Now, ChatTTS has officially launched its website, allowing all users to experience it online directly.
Key Features:
- Text-to-Speech: Input text in the text box, and ChatTTS will generate corresponding speech, automatically adjusting rhythm and pauses.
- Real-Time Voice Conversation: Combined with large language models, it enables real-time voice conversation functionality.
- Voice Tone Adjustment: In the "Audio Seed" section, you can adjust the speaker's tone by specifying a number or randomly generate a tone by rolling the dice.
- Detail Control: Users can add special markers like
[laugh]
and[uv_break]
in the text to manually control effects such as laughter and pauses.
Outstanding Features of ChatTTS
-
Multilingual Support: ChatTTS not only supports Chinese but also generates natural and fluent English speech. Its mixed Chinese-English speech performance is excellent, with almost no detectable AI-generated traces.
-
Fine-Grained Control: ChatTTS allows users to control laughter, pauses between speech, and interjections, making the generated voice more natural and vivid.
-
Multi-Speaker Support: ChatTTS supports multi-speaker voice synthesis, capable of replicating various voices, including classic voices of deceased figures.
-
Large-Scale Training Data: The largest ChatTTS model was trained on over 100,000 hours of Chinese and English data. The version open-sourced on HuggingFace used 40,000 hours of training data but was not fine-tuned with supervision (SFT).
Application Scenarios of ChatTTS
ChatTTS is suitable for various scenarios requiring high-quality speech synthesis, including but not limited to:
- E-commerce Live Streaming: Provides more natural voiceovers for live streams, enhancing user experience.
Self-Media: Assists content creators in generating lively voiceovers to attract more viewers.
Online Education: Provides clear and natural narration for online courses to improve learning outcomes.
Customer Service & After-Sales: Delivers more human-like voice services to enhance customer satisfaction.
Online Usage
Official Website: https://chattts.com/
Project Address: https://top.aibase.com/tool/chattts
text: Refers to the written content that needs to be converted into speech.

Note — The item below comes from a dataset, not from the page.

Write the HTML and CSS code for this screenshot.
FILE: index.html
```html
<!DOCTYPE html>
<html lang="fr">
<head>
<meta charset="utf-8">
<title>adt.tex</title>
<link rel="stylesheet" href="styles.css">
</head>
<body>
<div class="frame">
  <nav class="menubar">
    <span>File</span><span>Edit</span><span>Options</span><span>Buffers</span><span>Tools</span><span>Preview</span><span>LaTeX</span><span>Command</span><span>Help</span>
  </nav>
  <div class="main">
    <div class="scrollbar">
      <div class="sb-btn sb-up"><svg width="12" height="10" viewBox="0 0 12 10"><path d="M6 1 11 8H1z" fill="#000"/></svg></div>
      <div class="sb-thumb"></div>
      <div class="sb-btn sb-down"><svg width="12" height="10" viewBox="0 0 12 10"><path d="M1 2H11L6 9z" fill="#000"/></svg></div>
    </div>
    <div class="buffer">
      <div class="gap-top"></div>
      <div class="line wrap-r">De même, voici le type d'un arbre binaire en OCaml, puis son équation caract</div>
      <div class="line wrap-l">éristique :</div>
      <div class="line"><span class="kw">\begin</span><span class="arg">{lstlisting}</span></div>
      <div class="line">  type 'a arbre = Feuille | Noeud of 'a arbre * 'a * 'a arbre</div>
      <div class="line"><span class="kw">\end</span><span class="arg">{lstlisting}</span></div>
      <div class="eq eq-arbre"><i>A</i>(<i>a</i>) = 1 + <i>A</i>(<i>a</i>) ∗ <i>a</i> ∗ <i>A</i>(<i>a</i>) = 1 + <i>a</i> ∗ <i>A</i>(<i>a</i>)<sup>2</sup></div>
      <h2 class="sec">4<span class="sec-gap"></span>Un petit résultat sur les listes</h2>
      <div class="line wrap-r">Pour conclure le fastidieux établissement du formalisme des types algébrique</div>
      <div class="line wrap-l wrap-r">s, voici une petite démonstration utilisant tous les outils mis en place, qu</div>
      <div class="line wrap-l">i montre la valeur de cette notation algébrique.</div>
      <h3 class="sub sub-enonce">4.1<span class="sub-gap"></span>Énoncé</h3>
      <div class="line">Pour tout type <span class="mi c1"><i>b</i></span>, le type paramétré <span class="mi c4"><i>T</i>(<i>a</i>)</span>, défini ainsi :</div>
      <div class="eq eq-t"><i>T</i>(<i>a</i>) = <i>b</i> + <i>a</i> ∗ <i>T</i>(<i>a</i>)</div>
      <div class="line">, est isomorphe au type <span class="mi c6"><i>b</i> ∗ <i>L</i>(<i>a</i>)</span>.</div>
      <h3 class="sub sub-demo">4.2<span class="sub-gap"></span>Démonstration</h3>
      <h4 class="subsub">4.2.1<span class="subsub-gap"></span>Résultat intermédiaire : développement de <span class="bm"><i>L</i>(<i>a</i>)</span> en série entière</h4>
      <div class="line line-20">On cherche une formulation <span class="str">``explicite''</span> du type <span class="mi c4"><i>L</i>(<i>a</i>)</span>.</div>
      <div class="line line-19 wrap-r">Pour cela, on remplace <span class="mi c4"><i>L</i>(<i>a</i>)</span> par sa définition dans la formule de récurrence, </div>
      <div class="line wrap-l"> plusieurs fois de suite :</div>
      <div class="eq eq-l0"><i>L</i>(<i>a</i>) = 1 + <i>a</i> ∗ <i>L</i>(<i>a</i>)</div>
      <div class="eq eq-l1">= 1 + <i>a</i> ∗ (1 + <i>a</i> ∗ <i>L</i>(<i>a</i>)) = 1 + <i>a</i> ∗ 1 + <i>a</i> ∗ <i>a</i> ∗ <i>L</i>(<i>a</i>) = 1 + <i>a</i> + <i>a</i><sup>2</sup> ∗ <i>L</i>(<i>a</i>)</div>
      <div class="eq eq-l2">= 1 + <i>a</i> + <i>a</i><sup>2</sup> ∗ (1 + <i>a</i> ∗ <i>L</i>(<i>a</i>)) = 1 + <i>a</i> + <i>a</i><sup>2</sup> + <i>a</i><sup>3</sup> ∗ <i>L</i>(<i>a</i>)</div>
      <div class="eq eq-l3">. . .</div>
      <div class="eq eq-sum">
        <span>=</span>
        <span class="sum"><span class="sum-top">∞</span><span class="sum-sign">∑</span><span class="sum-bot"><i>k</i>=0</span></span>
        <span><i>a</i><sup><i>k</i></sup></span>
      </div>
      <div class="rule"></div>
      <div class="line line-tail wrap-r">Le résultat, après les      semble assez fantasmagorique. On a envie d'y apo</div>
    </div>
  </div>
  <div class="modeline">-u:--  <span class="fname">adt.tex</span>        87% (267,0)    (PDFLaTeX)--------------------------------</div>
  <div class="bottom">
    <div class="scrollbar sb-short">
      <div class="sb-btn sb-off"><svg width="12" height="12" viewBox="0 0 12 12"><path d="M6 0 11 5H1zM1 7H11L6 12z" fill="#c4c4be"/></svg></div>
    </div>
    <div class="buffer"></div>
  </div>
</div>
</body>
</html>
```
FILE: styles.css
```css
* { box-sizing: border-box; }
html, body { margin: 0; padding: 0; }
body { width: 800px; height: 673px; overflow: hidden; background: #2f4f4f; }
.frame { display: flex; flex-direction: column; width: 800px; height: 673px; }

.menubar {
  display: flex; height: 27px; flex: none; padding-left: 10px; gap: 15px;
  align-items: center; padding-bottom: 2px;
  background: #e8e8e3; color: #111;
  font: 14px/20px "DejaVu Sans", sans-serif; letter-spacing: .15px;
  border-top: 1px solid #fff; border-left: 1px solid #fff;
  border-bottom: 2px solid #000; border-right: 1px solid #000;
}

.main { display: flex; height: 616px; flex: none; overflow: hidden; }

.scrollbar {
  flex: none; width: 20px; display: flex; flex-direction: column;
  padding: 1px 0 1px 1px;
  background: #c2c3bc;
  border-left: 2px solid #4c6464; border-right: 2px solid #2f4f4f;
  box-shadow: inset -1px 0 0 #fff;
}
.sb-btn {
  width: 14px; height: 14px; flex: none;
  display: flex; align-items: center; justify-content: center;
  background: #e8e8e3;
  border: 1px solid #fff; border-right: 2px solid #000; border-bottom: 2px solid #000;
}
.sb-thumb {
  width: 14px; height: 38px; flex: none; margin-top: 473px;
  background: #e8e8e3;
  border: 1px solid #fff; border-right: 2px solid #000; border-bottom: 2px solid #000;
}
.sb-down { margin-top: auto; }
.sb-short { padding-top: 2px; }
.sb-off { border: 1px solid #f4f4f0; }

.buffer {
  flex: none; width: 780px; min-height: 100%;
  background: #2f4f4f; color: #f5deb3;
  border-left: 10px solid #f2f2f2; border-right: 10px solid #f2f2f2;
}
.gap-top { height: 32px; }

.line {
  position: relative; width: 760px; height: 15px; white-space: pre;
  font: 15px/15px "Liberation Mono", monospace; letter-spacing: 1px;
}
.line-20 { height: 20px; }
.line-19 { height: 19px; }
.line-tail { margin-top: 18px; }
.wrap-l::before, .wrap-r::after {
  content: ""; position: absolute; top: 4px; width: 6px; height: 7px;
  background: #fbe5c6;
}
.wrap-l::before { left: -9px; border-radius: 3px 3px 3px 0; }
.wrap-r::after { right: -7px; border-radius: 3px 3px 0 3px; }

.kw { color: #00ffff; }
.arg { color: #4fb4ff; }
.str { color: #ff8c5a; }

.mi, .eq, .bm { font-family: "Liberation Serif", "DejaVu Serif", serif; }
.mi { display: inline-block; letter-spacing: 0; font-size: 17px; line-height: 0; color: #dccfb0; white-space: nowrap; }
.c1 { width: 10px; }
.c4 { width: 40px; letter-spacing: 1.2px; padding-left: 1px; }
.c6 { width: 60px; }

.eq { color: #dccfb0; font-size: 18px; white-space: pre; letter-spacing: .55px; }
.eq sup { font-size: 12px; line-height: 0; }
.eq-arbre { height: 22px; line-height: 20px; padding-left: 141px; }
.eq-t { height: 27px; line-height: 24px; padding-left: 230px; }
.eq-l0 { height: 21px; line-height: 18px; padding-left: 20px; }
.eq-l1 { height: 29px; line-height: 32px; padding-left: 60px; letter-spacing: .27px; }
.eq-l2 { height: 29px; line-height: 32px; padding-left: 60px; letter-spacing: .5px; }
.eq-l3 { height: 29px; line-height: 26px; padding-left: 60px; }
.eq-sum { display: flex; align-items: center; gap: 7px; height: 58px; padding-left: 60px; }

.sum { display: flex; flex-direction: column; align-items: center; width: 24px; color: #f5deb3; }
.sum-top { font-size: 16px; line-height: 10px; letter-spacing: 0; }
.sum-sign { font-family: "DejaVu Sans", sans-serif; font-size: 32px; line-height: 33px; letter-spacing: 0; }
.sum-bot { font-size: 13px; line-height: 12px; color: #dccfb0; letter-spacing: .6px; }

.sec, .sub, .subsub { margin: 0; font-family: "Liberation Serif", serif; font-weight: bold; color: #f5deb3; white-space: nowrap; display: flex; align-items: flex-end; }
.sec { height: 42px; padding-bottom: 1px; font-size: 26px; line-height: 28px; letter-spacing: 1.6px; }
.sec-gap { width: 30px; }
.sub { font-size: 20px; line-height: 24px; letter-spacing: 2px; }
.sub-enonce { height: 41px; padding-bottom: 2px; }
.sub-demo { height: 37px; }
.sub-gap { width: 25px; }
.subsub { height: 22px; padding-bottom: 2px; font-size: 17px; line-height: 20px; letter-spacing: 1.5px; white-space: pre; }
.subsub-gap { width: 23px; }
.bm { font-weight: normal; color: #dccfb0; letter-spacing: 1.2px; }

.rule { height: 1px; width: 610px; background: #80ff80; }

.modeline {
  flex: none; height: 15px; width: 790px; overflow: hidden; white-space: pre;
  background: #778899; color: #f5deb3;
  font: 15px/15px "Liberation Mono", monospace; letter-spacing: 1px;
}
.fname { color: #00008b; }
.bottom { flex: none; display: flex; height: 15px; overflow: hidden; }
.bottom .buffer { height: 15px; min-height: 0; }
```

Refine text: Option to automatically optimize the input text.
Randomness: A parameter controlling output variability. Higher values increase randomness in generated speech, which may sometimes improve or degrade quality.
Voice Selection: Default value is 2222. This numeric parameter selects voice types. Options include 2222, 7869, 6653, 4099, 5099, or any other number for random selection.
Custom Voice: A positive integer parameter for customizing pitch and timbre. When set, this overrides the voice selection parameter.
Prompt Settings: Used to add effects like laughter or pauses. Example: [oral_2][laugh_0][break_6].
Note: This model's advantage is being open-source, allowing training with personal voice data.
Important: Always comply with laws and ethical standards when using.